Any dealer selling more than five used vehicles in a 12-month period must display a Buyers Guide on every vehicle before it’s offered for sale. The guide must disclose whether the vehicle is sold “as is” with no warranty, with implied warranties only, or with a dealer warranty, along with the specific systems covered and the percentage of repair costs the dealer will pay.2Federal Trade Commission. Used Car Rule The guide must also include the vehicle’s make, model, year, VIN, and a contact person for complaints.3Federal Trade Commission. Dealers Guide to the Used Car Rule
The Buyers Guide becomes part of your sales contract. If a dealer checks the “warranty” box and then refuses to honor it, that’s an enforceable breach. If the dealer sold the vehicle “as is” in a state that allows it, you generally have no warranty claim. Several states prohibit “as is” sales entirely, requiring dealers to provide at least implied warranties on every used vehicle. The Buyers Guide will reflect this by using the “implied warranties only” designation instead.
When a manufacturer buys back a lemon, the story doesn’t end there. The vehicle gets repaired and often resold, but most states require its title to be permanently branded with language like “manufacturer buyback” or “lemon law buyback.” This branding follows the vehicle for life and must be disclosed to every future buyer. Manufacturers are also typically required to provide a written statement detailing the defect, the repair history, and any ongoing risks.
This matters if you’re shopping for a used car. Always run a title history check before purchasing. A branded title significantly reduces resale value, and if the underlying defect was never truly fixed, you could inherit the same problem. On the flip side, if you’re the one going through a buyback, the title branding requirement is a protection: it prevents the manufacturer from quietly reselling your defective vehicle to an unsuspecting buyer without disclosure.
Most people assume hiring a lawyer for a lemon law case is expensive. In practice, it’s usually free to the consumer. Both state lemon laws and the federal Magnuson-Moss Act contain provisions that require the losing manufacturer to pay the prevailing consumer’s attorney fees.1Office of the Law Revision Counsel. 15 USC 2310 – Remedies in Consumer Disputes Because of this, most lemon law attorneys take cases on contingency. You pay nothing upfront, and if you win, the manufacturer covers the legal fees separately from your refund or replacement. If the case doesn’t succeed, you typically owe nothing.
This fee-shifting mechanism is one of the most consumer-friendly aspects of lemon law. It levels the playing field against manufacturers with deep pockets and in-house legal teams. It also means there’s no financial reason to go through the process without an attorney. A lawyer who handles these cases regularly will know the documentation thresholds, the manufacturer’s likely defenses, and whether your state’s arbitration program is worth using or skipping.
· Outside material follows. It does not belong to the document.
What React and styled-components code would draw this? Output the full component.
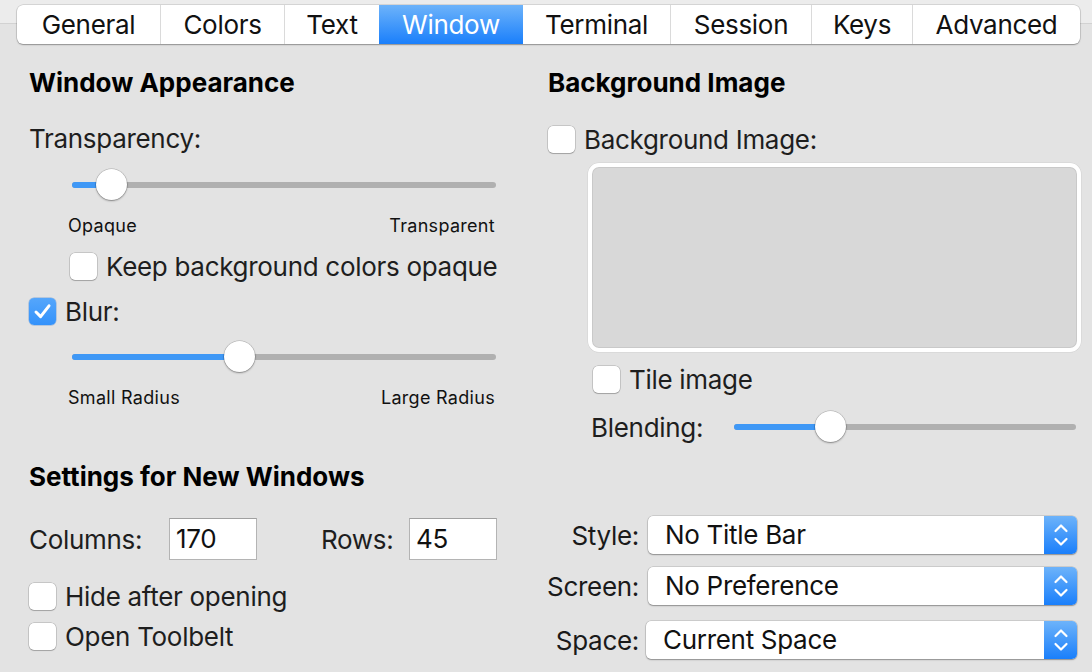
import React from "react";
import styled, { createGlobalStyle } from "styled-components";

const Global = createGlobalStyle`
  html, body { margin: 0; padding: 0; }
  body {
    background: #e3e3e3;
    font-family: Inter, "Noto Sans", "Liberation Sans", sans-serif;
    color: #222;
    width: 1092px;
    height: 672px;
    overflow: hidden;
    letter-spacing: -0.3px;
    white-space: nowrap;
  }
`;

const Page = styled.div`
  width: 1092px;
  height: 672px;
  background: #e3e3e3;
  overflow: hidden;
`;

const Header = styled.div`
  padding: 5px 0 0 17px;
  background: linear-gradient(
    to bottom,
    #ececec 0,
    #ececec 23px,
    #d2d2d2 23px,
    #d2d2d2 24px,
    #e3e3e3 24px
  );
`;

const Segmented = styled.div`
  display: flex;
  width: 1063px;
  height: 39px;
  background: #fff;
  border-radius: 6px;
  overflow: hidden;
  box-shadow: 0 0 0 0.5px rgba(0, 0, 0, 0.18), 0 1px 1.5px rgba(0, 0, 0, 0.3);
`;

const Segment = styled.div`
  width: ${(p) => p.$w}px;
  flex: none;
  display: flex;
  align-items: center;
  justify-content: center;
  font-size: 26px;
  color: ${(p) => (p.$active ? "#fff" : "#111")};
  background: ${(p) =>
    p.$active ? "linear-gradient(to bottom, #6db3fa, #1a7ffb)" : "transparent"};
  border-left: ${(p) => (p.$first || p.$active || p.$afterActive ? "none" : "1px solid #dadada")};
  box-sizing: border-box;
`;

const Body = styled.div`
  display: flex;
  padding: 23px 0 0 29px;
  gap: 51px;
`;

const LeftCol = styled.div`
  width: 468px;
  display: flex;
  flex-direction: column;
`;

const RightCol = styled.div`
  width: 533px;
  display: flex;
  flex-direction: column;
`;

const Heading = styled.div`
  font-size: 26px;
  font-weight: 700;
  color: #000;
  line-height: 32px;
  letter-spacing: 0;
  margin-top: ${(p) => p.$mt || 0}px;
`;

const Label = styled.div`
  font-size: 26px;
  line-height: 32px;
  color: #1e1e1e;
  margin-top: ${(p) => p.$mt || 0}px;
  padding-left: ${(p) => p.$indent || 0}px;
`;

const SliderWrap = styled.div`
  position: relative;
  height: 32px;
  margin-top: ${(p) => p.$mt || 0}px;
  margin-left: ${(p) => p.$indent || 0}px;
  width: ${(p) => p.$w}px;
  flex: none;
`;

const Track = styled.div`
  position: absolute;
  left: 0;
  right: 0;
  top: 13px;
  height: 6px;
  border-radius: 3px;
  background: #b0b0b0;
`;

const Fill = styled.div`
  position: absolute;
  left: 0;
  top: 13px;
  height: 6px;
  border-radius: 3px;
  background: #3f98f6;
`;

const Knob = styled.div`
  position: absolute;
  top: 0;
  width: 31px;
  height: 31px;
  margin-left: -15.5px;
  border-radius: 50%;
  background: #fff;
  box-shadow: 0 0 0 0.5px rgba(0, 0, 0, 0.22), 0 1px 2px rgba(0, 0, 0, 0.35);
`;

function Slider({ w, value, indent, mt }) {
  return (
    <SliderWrap $w={w} $indent={indent} $mt={mt}>
      <Track />
      <Fill style={{ width: value }} />
      <Knob style={{ left: value }} />
    </SliderWrap>
  );
}

const EndLabels = styled.div`
  display: flex;
  justify-content: space-between;
  font-size: 18px;
  line-height: 22px;
  letter-spacing: 0.3px;
  color: #111;
  margin-top: ${(p) => p.$mt || 0}px;
  padding-left: 39px;
  width: 427px;
`;

const CheckRow = styled.div`
  display: flex;
  align-items: center;
  gap: 9px;
  height: 32px;
  font-size: 26px;
  color: #1e1e1e;
  margin-top: ${(p) => p.$mt || 0}px;
  padding-left: ${(p) => p.$indent || 0}px;
`;

const Box = styled.div`
  width: 27px;
  height: 27px;
  flex: none;
  box-sizing: border-box;
  border-radius: 5px;
  display: flex;
  align-items: center;
  justify-content: center;
  background: ${(p) => (p.$checked ? "linear-gradient(to bottom, #55a6fb, #3392fb)" : "#fff")};
  box-shadow: ${(p) =>
    p.$checked
      ? "0 0 0 0.5px rgba(0,90,200,0.4)"
      : "0 0 0 0.5px rgba(0,0,0,0.25), 0 1px 1px rgba(0,0,0,0.18)"};
`;

function Check({ checked, children, indent, mt }) {
  return (
    <CheckRow $indent={indent} $mt={mt}>
      <Box $checked={checked}>
        {checked && (
          <svg width="21" height="21" viewBox="0 0 21 21">
            <path
              d="M4 11 L8.6 15.6 L17 4.8"
              fill="none"
              stroke="#fff"
              strokeWidth="3"
              strokeLinecap="round"
              strokeLinejoin="round"
            />
          </svg>
        )}
      </Box>
      <span>{children}</span>
    </CheckRow>
  );
}

const SizeRow = styled.div`
  display: grid;
  grid-template-columns: 140px 88px 64px 88px 88px;
  align-items: center;
  margin-top: 25px;
  font-size: 26px;
  color: #1e1e1e;
`;

const NumInput = styled.div`
  height: 42px;
  box-sizing: border-box;
  border: 1px solid #b4b4b4;
  border-top-color: #a0a0a0;
  background: #fff;
  font-size: 26px;
  line-height: 40px;
  padding-left: 6px;
  color: #111;
`;

const Well = styled.div`
  margin: 8px 0 0 40px;
  width: 493px;
  height: 189px;
  box-sizing: border-box;
  border: 4px solid #fff;
  border-radius: 11px;
  background: #d8d8d8;
  box-shadow: inset 0 0 0 1px #c9c9c9, 0 0 0 0.5px rgba(0, 0, 0, 0.08);
`;

const BlendRow = styled.div`
  display: flex;
  align-items: center;
  justify-content: space-between;
  width: 485px;
  margin-top: 16px;
  padding-left: 43px;
  font-size: 26px;
  color: #1e1e1e;
`;

const PopupGrid = styled.div`
  display: grid;
  grid-template-columns: 91px 429px;
  column-gap: 9px;
  align-items: center;
  margin-top: 73px;
`;

const PopLabel = styled.div`
  justify-self: end;
  font-size: 26px;
  color: #1a1a1a;
  margin-top: ${(p) => p.$mt || 0}px;
`;

const Popup = styled.div`
  display: flex;
  height: 38px;
  border-radius: 5px;
  background: #fff;
  box-shadow: 0 0 0 0.5px rgba(0, 0, 0, 0.2), 0 1px 1.5px rgba(0, 0, 0, 0.3);
  overflow: hidden;
  margin-left: ${(p) => p.$shift || 0}px;
  margin-top: ${(p) => p.$mt || 0}px;
`;

const PopText = styled.div`
  flex: 1;
  font-size: 26px;
  line-height: 38px;
  padding-left: 17px;
  color: #111;
`;

const Stepper = styled.div`
  width: 33px;
  flex: none;
  display: flex;
  align-items: center;
  justify-content: center;
  background: linear-gradient(to bottom, #6db3fa, #1a7ffb);
`;

function PopupField({ label, value, shift, mt }) {
  return (
    <>
      <PopLabel $mt={mt}>{label}</PopLabel>
      <Popup $shift={shift} $mt={mt}>
        <PopText>{value}</PopText>
        <Stepper>
          <svg width="18" height="28" viewBox="0 0 18 28">
            <path
              d="M3.5 10 L9 4.5 L14.5 10 M3.5 18 L9 23.5 L14.5 18"
              fill="none"
              stroke="#fff"
              strokeWidth="2.2"
              strokeLinecap="round"
              strokeLinejoin="round"
            />
          </svg>
        </Stepper>
      </Popup>
    </>
  );
}

const tabs = [
  ["General", 143],
  ["Colors", 124],
  ["Text", 95],
  ["Window", 144],
  ["Terminal", 147],
  ["Session", 141],
  ["Keys", 101],
  ["Advanced", 168],
];

export default function App() {
  const activeIdx = 3;
  return (
    <Page>
      <Global />
      <Header>
        <Segmented>
          {tabs.map(([t, w], i) => (
            <Segment
              key={t}
              $w={w}
              $first={i === 0}
              $active={i === activeIdx}
              $afterActive={i === activeIdx + 1}
            >
              {t}
            </Segment>
          ))}
        </Segmented>
      </Header>
      <Body>
        <LeftCol>
          <Heading>Window Appearance</Heading>
          <Label $mt={24}>Transparency:</Label>
          <Slider w={424} value={39} indent={43} mt={14} />
          <EndLabels $mt={14}>
            <span>Opaque</span>
            <span>Transparent</span>
          </EndLabels>
          <Check indent={41} mt={13}>
            Keep background colors opaque
          </Check>
          <Check checked mt={13}>
            Blur:
          </Check>
          <Slider w={424} value={167} indent={43} mt={14} />
          <EndLabels $mt={14}>
            <span>Small Radius</span>
            <span>Large Radius</span>
          </EndLabels>
          <Heading $mt={52}>Settings for New Windows</Heading>
          <SizeRow>
            <span>Columns:</span>
            <NumInput>170</NumInput>
            <span />
            <span>Rows:</span>
            <NumInput>45</NumInput>
          </SizeRow>
          <Check mt={20}>Hide after opening</Check>
          <Check mt={8}>Open Toolbelt</Check>
        </LeftCol>
        <RightCol>
          <Heading>Background Image</Heading>
          <Check mt={24}>Background Image:</Check>
          <Well />
          <Check indent={45} mt={11}>
            Tile image
          </Check>
          <BlendRow>
            <span>Blending:</span>
            <Slider w={342} value={96} />
          </BlendRow>
          <PopupGrid>
            <PopupField label="Style:" value="No Title Bar" />
            <PopupField label="Screen:" value="No Preference" mt={13} />
            <PopupField label="Space:" value="Current Space" shift={-2} mt={16} />
          </PopupGrid>
        </RightCol>
      </Body>
    </Page>
  );
}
If your case goes to a state-run arbitration program rather than court, administrative fees are modest, typically ranging from $75 to $250. Court filing fees for a warranty lawsuit vary widely by jurisdiction but generally run between a few dozen dollars and a few hundred.
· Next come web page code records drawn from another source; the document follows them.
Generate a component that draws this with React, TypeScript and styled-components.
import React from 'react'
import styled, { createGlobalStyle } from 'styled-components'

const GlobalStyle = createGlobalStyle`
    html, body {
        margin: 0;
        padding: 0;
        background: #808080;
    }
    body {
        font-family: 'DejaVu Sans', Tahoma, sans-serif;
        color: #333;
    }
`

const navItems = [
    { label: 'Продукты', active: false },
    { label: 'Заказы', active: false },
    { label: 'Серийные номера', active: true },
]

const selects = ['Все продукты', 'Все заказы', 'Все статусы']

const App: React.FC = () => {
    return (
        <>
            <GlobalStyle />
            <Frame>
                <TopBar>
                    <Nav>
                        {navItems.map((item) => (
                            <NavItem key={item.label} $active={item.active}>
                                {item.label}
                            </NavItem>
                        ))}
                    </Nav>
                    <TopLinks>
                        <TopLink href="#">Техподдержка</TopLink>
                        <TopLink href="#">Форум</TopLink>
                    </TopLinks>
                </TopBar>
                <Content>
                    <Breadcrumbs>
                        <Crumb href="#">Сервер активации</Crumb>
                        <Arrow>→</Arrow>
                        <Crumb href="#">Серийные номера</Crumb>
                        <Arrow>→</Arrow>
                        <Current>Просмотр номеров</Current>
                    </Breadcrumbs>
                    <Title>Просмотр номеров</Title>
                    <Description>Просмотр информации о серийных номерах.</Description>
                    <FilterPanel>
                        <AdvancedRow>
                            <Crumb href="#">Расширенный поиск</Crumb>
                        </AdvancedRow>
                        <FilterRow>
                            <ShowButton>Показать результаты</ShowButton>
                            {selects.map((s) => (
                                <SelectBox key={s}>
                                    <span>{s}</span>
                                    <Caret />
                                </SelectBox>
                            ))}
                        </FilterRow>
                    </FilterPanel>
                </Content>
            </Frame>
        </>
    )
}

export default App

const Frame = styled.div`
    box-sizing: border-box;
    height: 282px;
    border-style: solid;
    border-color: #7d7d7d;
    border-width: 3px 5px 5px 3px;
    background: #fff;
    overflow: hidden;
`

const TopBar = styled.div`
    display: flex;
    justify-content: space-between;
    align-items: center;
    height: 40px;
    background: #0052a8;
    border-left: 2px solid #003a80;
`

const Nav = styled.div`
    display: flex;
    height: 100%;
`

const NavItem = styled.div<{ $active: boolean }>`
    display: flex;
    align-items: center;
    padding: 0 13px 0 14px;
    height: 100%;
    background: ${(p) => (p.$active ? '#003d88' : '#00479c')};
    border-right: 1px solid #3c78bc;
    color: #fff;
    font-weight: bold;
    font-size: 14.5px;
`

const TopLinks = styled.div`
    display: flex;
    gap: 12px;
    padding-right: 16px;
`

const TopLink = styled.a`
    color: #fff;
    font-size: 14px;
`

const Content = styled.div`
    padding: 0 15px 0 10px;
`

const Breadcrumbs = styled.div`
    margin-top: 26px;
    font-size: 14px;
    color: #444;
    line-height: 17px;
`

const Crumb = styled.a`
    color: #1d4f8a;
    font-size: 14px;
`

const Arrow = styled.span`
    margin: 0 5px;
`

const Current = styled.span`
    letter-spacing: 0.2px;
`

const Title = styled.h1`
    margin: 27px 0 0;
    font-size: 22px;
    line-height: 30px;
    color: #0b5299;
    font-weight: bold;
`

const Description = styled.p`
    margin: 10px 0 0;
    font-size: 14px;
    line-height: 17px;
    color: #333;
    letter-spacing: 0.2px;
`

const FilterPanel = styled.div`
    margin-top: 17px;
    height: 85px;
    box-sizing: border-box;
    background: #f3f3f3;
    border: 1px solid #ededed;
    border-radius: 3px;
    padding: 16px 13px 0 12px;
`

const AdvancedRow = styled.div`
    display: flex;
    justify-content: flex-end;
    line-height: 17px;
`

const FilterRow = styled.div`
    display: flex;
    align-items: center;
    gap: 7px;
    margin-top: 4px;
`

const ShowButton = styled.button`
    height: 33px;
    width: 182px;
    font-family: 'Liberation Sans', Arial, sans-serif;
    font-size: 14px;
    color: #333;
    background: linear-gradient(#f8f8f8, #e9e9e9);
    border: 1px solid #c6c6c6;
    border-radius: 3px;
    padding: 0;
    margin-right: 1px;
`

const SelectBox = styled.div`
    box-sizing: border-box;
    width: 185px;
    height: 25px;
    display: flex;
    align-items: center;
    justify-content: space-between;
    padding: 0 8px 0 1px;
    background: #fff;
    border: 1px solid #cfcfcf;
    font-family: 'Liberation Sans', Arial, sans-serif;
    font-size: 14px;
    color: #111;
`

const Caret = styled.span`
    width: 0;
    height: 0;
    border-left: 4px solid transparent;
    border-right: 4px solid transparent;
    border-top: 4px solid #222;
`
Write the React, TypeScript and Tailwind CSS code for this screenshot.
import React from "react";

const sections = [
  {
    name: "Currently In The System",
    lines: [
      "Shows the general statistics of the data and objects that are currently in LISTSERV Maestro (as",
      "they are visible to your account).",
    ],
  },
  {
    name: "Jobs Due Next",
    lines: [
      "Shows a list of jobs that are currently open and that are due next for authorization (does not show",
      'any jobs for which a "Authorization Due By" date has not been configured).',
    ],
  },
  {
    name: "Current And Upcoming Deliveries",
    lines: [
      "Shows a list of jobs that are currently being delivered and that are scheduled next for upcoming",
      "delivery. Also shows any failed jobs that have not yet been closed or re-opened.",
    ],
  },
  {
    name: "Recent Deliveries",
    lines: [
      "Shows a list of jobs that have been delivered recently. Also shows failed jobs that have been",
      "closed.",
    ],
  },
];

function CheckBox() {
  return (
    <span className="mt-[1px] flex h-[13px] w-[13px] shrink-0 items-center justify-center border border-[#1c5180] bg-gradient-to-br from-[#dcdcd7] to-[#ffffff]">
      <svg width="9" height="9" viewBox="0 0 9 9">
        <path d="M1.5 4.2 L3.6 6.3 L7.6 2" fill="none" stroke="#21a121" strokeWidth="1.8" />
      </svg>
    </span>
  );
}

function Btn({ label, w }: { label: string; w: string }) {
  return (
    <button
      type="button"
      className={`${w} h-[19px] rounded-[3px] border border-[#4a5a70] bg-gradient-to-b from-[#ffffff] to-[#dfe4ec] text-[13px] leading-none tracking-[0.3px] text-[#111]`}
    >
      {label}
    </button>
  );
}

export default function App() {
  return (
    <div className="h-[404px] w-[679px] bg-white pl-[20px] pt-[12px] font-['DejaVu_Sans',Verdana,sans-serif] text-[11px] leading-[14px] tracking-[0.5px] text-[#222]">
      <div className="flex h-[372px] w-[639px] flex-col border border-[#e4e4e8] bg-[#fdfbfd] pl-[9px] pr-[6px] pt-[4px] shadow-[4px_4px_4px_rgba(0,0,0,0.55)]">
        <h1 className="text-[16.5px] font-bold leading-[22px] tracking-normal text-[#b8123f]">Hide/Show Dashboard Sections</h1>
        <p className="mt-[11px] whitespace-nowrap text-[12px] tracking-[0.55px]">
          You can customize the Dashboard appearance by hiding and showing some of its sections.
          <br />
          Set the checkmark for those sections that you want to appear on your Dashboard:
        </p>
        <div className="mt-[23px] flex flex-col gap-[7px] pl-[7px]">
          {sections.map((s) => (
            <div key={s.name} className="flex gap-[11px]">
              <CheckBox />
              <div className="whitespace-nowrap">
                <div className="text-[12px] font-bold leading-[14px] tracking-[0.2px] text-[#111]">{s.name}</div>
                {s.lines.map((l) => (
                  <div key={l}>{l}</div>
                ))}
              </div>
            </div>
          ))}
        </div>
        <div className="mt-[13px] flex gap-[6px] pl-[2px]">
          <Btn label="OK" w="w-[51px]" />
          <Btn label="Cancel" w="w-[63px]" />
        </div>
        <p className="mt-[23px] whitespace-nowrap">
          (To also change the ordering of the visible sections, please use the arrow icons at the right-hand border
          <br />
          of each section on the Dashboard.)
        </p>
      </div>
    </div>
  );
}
A lemon law refund is generally not taxable income because you’re getting back money you already spent. The IRS treats a purchase price refund as a reduction in your cost basis rather than a gain. However, specific components of a settlement can change the picture. Interest payments included in a settlement are typically taxable. Punitive damages or civil penalties, if awarded, are also taxable. The core refund amount that simply returns what you paid for the vehicle, taxes, and fees is not.
If your settlement includes an amount above what you originally paid, the excess portion could be treated as taxable income. Consult a tax professional if your settlement is complex or includes components beyond a straightforward purchase price refund.
Lemon laws apply equally to electric vehicles, hybrids, and traditional gas-powered cars. The statute doesn’t care what powers the drivetrain. That said, EVs introduce defect categories that didn’t exist a decade ago. Battery degradation that goes well beyond normal wear, charging systems that fail repeatedly, onboard chargers that damage the battery, and range that falls dramatically short of the EPA estimate can all constitute substantial defects if they impair the vehicle’s use, value, or safety.
EV battery issues are particularly well-suited to lemon law claims because the battery is the single most expensive component and the vehicle is essentially unusable without it. If your EV’s range drops to half the advertised figure within the warranty period and the dealer can’t fix it after the required number of attempts, you have a strong claim. Temperature-related performance failures that make the vehicle unreliable in normal weather conditions are another common trigger.
Lemon law claims have multiple deadlines, and missing any one of them can end your case before it starts. The first is the coverage window: your defect must first appear within the mileage and time limits set by your state’s lemon law, typically during the first one to two years or 12,000 to 24,000 miles. The second is the statute of limitations for filing a claim, which commonly runs two to four years from the date of original delivery, though some states use different triggers like the date of the last repair attempt.
The practical lesson is to act quickly once you realize a defect isn’t going away. Don’t wait until the fifth or sixth repair attempt if your state only requires three. Don’t assume you have unlimited time after the warranty expires. And don’t let a dealer talk you into “one more try” if you’ve already met the statutory threshold. Every extra month you wait is a month closer to a deadline you might not know exists.